Records from a data source:
━━━━━━

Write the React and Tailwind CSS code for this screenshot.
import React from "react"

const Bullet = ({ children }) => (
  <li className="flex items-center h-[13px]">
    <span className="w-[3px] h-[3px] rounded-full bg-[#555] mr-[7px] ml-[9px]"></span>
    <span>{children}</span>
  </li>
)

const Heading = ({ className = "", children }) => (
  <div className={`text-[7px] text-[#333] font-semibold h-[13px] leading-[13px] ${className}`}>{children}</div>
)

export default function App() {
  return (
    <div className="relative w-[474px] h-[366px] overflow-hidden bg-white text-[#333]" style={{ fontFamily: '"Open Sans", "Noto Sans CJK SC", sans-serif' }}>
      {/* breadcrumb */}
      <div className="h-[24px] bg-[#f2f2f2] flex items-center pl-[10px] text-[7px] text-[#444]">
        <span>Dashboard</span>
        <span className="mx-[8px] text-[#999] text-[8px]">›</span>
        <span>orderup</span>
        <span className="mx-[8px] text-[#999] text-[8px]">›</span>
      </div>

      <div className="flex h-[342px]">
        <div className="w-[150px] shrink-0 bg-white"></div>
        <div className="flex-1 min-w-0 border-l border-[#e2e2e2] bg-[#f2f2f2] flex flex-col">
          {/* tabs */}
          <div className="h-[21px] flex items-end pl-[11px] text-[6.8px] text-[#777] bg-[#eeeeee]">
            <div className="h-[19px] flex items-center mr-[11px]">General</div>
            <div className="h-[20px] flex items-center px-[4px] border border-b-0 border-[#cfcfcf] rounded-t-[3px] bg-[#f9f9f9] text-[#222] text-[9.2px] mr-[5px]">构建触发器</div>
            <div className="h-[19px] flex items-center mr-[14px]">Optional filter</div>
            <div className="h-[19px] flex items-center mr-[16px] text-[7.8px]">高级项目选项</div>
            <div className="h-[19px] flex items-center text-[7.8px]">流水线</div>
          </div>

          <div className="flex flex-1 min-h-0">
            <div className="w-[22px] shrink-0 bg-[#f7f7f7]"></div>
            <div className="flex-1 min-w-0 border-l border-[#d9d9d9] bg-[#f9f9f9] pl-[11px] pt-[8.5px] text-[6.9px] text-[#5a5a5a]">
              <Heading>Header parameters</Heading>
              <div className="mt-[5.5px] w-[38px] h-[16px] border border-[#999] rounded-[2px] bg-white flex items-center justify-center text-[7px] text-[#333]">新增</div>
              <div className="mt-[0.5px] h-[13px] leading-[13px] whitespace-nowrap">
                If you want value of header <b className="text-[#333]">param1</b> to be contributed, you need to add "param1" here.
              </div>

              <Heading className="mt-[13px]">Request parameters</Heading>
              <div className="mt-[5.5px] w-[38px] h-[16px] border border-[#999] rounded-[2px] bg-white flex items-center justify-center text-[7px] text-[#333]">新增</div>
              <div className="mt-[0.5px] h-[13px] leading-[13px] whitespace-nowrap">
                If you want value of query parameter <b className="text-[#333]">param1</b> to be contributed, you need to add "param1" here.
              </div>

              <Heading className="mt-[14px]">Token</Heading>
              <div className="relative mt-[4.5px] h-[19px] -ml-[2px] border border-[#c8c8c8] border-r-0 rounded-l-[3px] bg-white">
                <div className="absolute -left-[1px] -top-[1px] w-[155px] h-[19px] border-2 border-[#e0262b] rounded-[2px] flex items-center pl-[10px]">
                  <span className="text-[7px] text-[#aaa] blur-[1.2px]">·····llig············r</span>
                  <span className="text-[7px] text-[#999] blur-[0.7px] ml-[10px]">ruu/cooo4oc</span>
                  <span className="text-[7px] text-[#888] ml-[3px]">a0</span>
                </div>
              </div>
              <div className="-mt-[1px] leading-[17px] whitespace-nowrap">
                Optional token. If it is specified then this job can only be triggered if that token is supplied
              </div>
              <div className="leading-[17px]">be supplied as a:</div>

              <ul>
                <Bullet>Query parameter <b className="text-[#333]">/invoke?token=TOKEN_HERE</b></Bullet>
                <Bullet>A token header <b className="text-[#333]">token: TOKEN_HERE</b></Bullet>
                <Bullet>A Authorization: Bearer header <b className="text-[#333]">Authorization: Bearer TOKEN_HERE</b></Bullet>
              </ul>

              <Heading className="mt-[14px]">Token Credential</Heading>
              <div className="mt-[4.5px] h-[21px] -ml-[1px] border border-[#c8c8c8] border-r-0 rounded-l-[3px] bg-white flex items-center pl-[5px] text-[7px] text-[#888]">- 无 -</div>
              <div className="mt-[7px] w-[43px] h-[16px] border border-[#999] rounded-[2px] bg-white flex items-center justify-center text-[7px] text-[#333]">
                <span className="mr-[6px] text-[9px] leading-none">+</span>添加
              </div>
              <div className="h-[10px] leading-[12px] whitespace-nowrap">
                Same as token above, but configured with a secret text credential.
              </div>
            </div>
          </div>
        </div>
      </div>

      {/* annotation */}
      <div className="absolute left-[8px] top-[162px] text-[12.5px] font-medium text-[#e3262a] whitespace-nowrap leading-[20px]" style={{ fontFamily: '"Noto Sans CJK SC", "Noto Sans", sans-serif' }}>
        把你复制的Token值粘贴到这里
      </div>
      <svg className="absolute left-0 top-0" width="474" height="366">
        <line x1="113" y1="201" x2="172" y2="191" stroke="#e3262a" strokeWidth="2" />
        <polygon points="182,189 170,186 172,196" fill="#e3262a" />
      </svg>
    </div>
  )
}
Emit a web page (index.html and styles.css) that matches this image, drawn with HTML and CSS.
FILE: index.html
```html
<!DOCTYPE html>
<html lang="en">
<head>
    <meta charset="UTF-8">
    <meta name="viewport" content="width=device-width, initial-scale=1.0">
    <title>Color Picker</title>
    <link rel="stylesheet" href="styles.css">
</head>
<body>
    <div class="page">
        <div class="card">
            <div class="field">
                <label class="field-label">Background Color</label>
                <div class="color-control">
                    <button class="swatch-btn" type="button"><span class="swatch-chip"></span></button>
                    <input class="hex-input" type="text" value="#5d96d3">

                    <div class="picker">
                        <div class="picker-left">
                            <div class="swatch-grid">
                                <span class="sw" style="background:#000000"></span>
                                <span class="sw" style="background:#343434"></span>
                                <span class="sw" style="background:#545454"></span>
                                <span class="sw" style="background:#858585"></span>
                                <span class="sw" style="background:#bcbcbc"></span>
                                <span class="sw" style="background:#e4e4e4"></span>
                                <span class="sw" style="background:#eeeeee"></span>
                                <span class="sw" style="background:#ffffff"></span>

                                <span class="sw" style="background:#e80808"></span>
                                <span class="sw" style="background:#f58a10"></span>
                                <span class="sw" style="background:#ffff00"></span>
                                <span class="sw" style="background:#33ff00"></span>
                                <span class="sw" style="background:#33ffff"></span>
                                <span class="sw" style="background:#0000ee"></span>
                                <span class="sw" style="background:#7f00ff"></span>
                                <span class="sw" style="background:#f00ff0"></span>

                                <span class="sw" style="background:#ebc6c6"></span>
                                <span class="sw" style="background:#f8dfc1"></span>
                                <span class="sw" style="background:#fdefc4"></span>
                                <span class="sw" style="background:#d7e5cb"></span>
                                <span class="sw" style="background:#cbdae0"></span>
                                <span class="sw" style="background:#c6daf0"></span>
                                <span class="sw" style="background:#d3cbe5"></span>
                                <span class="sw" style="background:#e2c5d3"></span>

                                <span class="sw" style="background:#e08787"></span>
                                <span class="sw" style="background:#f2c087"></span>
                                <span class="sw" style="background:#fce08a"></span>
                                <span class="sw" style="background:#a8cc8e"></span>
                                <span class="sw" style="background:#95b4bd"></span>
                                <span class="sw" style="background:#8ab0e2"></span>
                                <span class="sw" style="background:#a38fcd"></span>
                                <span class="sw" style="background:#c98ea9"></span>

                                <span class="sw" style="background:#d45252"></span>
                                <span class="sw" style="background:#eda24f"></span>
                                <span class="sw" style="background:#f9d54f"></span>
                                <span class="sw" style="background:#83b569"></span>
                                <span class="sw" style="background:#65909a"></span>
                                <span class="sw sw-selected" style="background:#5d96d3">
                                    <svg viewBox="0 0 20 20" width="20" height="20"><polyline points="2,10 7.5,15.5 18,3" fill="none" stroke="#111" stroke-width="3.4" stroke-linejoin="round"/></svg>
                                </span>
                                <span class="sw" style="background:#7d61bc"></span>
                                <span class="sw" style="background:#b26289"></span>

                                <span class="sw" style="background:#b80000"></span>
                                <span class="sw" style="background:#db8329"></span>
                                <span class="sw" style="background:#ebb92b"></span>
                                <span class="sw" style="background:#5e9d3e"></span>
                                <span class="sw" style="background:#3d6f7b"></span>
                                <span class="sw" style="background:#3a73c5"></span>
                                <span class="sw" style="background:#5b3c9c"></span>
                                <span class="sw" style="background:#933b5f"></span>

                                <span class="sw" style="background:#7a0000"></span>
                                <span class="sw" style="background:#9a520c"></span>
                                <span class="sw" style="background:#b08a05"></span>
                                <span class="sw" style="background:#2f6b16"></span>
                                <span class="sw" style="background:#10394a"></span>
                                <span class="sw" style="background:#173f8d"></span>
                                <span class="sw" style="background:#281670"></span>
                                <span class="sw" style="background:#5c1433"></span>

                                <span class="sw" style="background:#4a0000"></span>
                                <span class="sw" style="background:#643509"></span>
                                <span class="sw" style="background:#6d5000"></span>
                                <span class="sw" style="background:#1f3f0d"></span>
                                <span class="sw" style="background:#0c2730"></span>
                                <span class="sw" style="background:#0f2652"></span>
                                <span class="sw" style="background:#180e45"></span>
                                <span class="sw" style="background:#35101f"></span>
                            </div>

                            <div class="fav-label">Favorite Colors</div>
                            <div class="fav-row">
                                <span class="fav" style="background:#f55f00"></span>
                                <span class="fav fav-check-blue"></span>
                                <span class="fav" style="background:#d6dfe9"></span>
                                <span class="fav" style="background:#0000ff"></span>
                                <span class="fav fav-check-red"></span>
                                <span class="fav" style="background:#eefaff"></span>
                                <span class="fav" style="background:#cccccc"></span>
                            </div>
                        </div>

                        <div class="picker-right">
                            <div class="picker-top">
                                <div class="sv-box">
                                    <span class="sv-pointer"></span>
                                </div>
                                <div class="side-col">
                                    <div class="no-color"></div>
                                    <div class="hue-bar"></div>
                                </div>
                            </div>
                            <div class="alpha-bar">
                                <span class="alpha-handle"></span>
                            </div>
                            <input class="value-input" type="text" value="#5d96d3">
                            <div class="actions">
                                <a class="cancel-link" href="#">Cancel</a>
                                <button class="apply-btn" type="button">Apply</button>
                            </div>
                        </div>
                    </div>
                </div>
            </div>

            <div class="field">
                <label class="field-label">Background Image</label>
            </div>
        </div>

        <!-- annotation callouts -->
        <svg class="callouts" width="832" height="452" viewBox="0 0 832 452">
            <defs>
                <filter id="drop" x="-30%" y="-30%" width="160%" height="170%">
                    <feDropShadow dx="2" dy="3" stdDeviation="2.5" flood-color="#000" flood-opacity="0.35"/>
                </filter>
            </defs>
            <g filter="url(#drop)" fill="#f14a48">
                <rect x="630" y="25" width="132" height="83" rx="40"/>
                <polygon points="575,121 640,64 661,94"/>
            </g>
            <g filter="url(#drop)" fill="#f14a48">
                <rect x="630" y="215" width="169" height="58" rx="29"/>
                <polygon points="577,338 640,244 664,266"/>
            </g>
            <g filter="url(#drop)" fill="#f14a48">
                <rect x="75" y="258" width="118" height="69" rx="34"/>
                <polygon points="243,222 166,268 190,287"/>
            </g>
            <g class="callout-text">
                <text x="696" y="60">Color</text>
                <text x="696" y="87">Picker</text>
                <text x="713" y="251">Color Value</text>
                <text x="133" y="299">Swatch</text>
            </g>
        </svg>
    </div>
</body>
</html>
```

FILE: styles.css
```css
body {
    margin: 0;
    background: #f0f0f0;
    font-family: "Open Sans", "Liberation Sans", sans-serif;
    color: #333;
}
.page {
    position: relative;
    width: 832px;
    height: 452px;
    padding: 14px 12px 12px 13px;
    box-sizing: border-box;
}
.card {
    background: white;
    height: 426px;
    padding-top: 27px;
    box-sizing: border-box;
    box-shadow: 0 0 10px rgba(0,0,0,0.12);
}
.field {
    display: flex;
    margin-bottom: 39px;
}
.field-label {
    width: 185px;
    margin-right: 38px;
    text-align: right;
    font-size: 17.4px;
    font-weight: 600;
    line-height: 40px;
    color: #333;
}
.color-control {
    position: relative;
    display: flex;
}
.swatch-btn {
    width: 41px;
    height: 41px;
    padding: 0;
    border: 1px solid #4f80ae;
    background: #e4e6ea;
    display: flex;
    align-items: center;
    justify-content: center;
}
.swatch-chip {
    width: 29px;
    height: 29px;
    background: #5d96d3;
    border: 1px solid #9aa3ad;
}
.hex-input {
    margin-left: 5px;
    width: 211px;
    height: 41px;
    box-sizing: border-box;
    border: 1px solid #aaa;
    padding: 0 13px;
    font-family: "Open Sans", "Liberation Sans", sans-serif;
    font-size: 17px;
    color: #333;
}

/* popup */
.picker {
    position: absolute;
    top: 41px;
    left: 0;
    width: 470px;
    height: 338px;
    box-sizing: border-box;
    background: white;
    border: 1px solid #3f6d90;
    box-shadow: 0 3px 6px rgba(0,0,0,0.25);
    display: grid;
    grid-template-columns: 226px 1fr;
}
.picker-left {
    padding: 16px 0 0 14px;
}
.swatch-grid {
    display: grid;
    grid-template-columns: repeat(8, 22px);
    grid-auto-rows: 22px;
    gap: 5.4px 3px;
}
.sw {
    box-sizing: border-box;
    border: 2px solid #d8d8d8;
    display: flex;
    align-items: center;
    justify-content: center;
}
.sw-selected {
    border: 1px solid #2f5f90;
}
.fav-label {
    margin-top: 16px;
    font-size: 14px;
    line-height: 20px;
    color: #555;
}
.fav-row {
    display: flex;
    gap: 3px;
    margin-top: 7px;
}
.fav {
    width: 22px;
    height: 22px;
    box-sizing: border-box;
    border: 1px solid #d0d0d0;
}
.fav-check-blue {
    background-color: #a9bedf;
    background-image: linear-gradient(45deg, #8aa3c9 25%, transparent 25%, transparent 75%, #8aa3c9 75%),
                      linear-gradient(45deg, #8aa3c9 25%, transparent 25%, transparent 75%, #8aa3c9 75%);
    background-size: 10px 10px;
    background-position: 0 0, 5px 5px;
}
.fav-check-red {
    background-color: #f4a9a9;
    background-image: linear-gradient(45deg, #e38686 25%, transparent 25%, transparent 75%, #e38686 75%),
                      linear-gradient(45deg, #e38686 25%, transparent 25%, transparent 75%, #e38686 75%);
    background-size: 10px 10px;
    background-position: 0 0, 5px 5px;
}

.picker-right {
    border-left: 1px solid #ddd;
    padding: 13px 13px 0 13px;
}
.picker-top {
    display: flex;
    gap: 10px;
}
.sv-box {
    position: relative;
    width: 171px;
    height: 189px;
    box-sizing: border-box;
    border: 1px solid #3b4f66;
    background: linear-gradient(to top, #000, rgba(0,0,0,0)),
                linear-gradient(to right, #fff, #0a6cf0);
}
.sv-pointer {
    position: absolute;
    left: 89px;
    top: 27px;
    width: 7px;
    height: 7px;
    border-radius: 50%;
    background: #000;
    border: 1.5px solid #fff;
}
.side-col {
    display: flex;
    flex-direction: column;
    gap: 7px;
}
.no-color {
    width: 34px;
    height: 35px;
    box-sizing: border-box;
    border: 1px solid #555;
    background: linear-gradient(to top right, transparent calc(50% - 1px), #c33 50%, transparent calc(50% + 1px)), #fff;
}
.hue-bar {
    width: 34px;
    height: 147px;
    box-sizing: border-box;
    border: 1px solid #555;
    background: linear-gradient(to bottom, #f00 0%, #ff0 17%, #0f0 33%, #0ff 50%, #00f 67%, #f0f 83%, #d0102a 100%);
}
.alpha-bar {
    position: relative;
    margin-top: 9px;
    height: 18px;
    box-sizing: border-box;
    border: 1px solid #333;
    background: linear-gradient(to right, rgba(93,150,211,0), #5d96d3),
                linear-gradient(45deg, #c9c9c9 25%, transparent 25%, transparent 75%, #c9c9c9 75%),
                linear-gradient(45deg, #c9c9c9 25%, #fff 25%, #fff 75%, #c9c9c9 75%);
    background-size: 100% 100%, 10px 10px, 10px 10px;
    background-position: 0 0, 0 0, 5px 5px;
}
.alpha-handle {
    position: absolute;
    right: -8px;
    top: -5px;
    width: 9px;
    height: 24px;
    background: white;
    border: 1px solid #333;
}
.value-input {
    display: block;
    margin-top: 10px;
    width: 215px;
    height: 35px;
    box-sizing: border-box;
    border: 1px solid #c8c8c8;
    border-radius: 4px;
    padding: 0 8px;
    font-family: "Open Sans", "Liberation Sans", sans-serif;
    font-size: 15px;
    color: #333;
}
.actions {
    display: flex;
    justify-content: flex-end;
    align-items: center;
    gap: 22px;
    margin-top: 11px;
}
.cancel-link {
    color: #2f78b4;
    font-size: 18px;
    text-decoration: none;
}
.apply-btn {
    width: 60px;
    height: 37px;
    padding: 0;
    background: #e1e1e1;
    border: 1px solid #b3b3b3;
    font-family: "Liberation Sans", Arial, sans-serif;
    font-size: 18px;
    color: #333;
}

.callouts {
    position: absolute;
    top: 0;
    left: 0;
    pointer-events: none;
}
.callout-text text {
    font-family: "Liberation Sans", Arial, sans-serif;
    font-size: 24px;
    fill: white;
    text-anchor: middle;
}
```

━━━━━━

Short problem: Looking at the records above, tally the lines holding "page" and reply with that number only.

Solution for this exercise: 3